ROANOKE TIMES

                         Roanoke Times
                 Copyright (c) 1995, Landmark Communications, Inc.

DATE: SATURDAY, February 2, 1991                   TAG: 9102020048
SECTION: EXTRA                    PAGE: E4   EDITION: STATE 
SOURCE: Associated Press
DATELINE: WASHINGTON                                LENGTH: Medium


ZOOLOGIST/THERAPIST SAYS BOREDOM IS BIGGEST THREAT TO GORILLA SANITY

Living in the zoo is b-o-r-r-r-r-ing. Just ask any gorilla.

Put a gorilla in front of a TV soap opera with a bag of popcorn, and he'll go bonkers with the monotony. He's a swinger of tree limbs, not a couch potato.

Part of Lisa Stevens' job at the National Zoo is finding new ways to keep her gorillas busy and thus, happy. A zoologist, Stevens is manager of the zoo's primate population of monkeys and apes (68 in all) and acts as a family therapist to the gorillas.

"Zoo life is boring," she said. "There are no predators. They don't have to forage for food, which occupies most of their time in the wild. And they don't have to compete for a mate. Their mates are lying right there beside them."

So Stevens, 35, makes sure they have plenty of milk crates and plastic trash cans to stomp on and toss around. Snacks like sweet potatoes or carrots are hidden in their hay. For a surprise treat, their popcorn is sprinkled with spices.

Their keepers give them plastic tubes stuffed with seed-laden peanut butter, and challenge the gorillas to extract the goodies. Bamboo branches or burlap rags are fun to play with. So paper towels or grocery bags, which provide extra fiber for digestion.

Stevens says she has placed TV sets in the cages of solitary gorillas to provide some excitement, but it didn't work. "They have almost no interest in TV," she said.

Her delicate mission is to blend six unrelated gorillas into a healthy, happy family unit that will produce offspring. "We facilitate in captivity what happens naturally in the wild," she says.

It's not an easy task. All but one of the gorillas, Tomoka, the dominant, 395-pound male, were brought in from other zoos, and nobody knew whether they'd be friends or lovers until they met.

"It's up to us to decide what kind of social groupings to put them in," Stevens said.

So far, her matchmaking skills are a success. The National Zoo's three males and three females are getting along so well together that Mandara, an 8-year-old female on loan from the Milwaukee Zoo, has gotten pregnant, thanks to Augustus, a 9-year-old male from the Bronx Zoo.

Stevens is excited at the prospect of seeing the first gorilla birth at the National Zoo in 18 years, if all goes well.

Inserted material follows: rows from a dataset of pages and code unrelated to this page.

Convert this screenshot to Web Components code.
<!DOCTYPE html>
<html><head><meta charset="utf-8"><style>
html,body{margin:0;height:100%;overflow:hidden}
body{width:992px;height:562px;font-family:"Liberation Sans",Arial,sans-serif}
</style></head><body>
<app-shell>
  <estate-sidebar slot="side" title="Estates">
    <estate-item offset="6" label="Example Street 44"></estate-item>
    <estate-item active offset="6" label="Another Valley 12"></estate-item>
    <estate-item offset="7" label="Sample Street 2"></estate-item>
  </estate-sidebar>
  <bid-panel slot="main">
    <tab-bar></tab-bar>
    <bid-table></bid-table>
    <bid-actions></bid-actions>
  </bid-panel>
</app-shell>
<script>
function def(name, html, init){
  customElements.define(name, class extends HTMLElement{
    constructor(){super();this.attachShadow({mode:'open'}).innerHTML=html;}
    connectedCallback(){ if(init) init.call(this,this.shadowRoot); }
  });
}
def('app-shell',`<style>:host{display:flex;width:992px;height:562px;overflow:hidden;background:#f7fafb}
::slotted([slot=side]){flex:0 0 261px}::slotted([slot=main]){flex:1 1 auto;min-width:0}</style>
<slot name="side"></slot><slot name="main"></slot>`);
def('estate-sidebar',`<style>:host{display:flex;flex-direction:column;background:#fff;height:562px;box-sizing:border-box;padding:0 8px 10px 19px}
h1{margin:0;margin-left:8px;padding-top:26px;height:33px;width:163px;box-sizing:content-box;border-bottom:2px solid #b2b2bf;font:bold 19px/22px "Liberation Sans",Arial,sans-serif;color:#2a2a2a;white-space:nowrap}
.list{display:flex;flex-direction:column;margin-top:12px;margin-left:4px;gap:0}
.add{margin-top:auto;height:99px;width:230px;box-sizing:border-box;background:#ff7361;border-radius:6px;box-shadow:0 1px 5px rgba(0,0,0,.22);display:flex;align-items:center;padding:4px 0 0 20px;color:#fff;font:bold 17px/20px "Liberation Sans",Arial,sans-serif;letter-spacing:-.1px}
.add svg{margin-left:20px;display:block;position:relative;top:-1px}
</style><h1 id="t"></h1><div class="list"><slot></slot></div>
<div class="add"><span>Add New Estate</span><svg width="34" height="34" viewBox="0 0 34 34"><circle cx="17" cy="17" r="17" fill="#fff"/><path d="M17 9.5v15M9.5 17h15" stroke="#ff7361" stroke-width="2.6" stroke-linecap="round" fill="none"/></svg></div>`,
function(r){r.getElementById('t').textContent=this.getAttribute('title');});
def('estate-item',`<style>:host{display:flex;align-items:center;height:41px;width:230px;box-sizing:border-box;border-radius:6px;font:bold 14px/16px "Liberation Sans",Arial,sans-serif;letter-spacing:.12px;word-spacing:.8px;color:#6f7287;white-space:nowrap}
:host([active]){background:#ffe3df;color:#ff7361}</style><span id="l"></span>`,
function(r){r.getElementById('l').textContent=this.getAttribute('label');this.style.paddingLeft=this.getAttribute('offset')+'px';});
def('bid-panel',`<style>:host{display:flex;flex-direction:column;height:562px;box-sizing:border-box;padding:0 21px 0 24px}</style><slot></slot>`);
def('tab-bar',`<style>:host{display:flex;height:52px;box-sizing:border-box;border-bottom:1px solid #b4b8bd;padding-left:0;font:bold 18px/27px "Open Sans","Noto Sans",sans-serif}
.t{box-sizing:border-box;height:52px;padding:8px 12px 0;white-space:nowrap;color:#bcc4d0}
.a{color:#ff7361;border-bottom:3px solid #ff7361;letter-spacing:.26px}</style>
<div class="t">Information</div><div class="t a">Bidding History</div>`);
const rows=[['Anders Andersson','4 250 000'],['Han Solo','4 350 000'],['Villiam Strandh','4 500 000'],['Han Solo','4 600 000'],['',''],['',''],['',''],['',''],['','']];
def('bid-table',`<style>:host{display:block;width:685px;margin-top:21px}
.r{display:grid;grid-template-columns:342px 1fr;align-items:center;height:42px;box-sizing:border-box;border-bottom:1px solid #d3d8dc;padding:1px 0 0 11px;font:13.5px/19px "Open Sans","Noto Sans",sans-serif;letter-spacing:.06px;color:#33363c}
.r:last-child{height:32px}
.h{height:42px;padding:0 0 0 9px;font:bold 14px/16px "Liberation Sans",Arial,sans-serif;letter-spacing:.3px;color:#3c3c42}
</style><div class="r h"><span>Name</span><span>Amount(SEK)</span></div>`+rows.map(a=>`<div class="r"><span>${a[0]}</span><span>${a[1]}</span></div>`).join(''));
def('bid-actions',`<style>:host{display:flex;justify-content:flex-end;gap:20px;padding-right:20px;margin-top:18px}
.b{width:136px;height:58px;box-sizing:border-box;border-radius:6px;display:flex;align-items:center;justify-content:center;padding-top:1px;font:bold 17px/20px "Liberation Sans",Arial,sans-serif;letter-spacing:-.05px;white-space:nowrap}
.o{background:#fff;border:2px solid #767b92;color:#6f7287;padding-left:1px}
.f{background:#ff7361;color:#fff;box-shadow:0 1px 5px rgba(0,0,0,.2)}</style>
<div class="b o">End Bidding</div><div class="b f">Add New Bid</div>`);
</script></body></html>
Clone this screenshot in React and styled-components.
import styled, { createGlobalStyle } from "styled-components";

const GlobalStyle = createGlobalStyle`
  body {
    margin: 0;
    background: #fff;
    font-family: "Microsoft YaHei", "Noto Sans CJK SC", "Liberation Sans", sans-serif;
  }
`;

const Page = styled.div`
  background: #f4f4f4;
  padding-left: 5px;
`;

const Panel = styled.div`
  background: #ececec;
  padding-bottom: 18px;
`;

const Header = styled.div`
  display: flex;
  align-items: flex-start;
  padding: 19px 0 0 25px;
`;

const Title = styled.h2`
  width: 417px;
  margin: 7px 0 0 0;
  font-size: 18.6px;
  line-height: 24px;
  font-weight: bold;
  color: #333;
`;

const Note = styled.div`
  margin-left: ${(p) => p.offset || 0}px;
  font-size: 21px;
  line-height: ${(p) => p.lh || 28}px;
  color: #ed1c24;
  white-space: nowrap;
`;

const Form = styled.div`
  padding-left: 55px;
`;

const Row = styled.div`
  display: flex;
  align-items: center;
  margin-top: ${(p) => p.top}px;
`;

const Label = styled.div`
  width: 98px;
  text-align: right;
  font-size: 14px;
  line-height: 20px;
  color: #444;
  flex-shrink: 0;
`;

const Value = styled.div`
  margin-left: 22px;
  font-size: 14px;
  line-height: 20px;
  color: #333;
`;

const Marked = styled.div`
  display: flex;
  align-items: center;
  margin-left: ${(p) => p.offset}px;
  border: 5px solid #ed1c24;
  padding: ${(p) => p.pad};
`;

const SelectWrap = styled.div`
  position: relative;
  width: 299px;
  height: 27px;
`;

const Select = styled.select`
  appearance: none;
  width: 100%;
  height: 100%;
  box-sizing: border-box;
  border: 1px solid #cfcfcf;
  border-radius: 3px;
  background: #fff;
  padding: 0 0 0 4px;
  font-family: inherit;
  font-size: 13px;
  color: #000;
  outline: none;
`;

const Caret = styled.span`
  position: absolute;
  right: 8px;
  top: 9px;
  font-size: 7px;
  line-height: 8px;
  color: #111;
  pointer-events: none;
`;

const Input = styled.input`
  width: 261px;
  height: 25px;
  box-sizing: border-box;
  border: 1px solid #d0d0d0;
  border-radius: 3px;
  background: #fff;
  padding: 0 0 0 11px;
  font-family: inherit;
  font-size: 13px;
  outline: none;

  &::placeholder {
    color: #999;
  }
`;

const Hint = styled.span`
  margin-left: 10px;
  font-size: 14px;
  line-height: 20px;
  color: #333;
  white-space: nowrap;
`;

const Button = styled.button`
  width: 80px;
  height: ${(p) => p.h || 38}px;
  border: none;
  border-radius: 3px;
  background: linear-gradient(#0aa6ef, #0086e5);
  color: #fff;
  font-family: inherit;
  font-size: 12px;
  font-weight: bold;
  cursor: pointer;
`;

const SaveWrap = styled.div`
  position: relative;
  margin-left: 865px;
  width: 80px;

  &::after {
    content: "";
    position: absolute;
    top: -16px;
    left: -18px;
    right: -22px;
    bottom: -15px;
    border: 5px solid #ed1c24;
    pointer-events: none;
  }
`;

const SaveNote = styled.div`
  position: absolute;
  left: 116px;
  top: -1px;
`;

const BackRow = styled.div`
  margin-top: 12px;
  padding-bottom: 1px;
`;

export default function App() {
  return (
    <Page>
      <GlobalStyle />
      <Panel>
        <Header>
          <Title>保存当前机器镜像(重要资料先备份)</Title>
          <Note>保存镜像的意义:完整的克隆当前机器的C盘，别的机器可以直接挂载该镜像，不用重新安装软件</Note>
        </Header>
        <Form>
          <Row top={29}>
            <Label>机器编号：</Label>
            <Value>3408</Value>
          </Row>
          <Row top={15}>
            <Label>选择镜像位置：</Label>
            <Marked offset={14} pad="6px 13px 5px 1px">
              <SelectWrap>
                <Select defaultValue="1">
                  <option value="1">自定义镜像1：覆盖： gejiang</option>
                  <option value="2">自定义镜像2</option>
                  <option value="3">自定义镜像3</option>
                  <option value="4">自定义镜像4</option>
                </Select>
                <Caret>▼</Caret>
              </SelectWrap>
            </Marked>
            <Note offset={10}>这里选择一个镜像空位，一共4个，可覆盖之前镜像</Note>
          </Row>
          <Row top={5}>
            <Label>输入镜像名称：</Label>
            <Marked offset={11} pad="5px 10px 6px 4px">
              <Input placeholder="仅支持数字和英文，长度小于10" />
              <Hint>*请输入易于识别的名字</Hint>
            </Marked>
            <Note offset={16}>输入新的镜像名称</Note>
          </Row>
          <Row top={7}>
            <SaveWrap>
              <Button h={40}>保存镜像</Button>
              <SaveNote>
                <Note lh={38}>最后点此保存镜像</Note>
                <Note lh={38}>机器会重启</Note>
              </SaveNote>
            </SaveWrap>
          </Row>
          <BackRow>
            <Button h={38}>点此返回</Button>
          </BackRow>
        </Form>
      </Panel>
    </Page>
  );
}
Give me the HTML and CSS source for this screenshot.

This mating triumph was set into motion by a national committee of zoo officials that serves, in effect, as a dating service for gorillas and other endangered species held in U.S. captivity.

She is the kind of therapist who prefers to let her patients settle family squabbles by themselves.

"I try to interfere as little as possible. They resolve their own differences, just as they do in the wild," Stevens said.

"When they're fighting over food or a sneak attack by another gorilla, there's a lot of screaming, hair-pulling, biting and scratching," she said.

"People get worried and say, `My God, they're going to kill each other,' but they very rarely inflict injuries on each other. They do raise a lot of commotion, and it's very impressive to us humans."